Vigilance face à la menace de l’intégrisme international
Au demeurant, il est heureux de constater que le fondamentalisme religieux a des difficultés à s’implanter et à s’incruster dans des espaces déjà bien occupés par les confréries à la fois fortes et bien enracinées fondées sur la pédagogie du symbole. C’est en cela que les messages politico-religieux tels qu’ils sont émis et diffusés sous d’autres cieux ne sont ni acceptés ni tolérés dans les médias sénégalais, même si sur ce point important une vigilance s’impose face à la menace de l’intégrisme international.

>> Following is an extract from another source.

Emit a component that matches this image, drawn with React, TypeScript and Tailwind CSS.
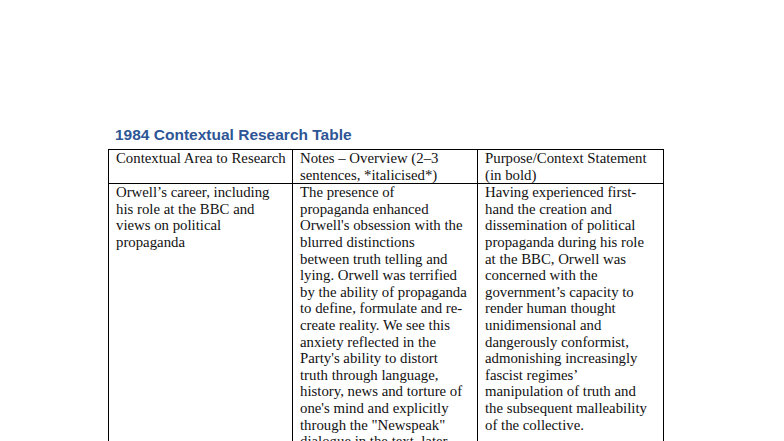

A l’opposé des Etats islamiques où l’Islam est la religion d’Etat, au Sénégal, c’est plutôt la laïcité qui devrait garantir une parfaite communion des religions, promouvoir l’égal accès à l’éducation de qualité, à la formation qualifiante; partant, favoriser l’émancipation de la femme par le biais de l’acquisition du savoir au même titre que l’homme. L’éducation à la citoyenneté semble être, à cet égard, le meilleur garant et le plus efficace rempart contre les injustices, la discrimination, l’intolérance d’où qu’elle vienne.
A cet égard, les médias doivent exercer leur droit d’informer de la véracité des faits, tout en évitant de tomber dans le piège d’une instrumentalisation consciente ou inconsciente de forces centrifuges dont l’objectif est de détruire les bases qui fondent la vie de notre société.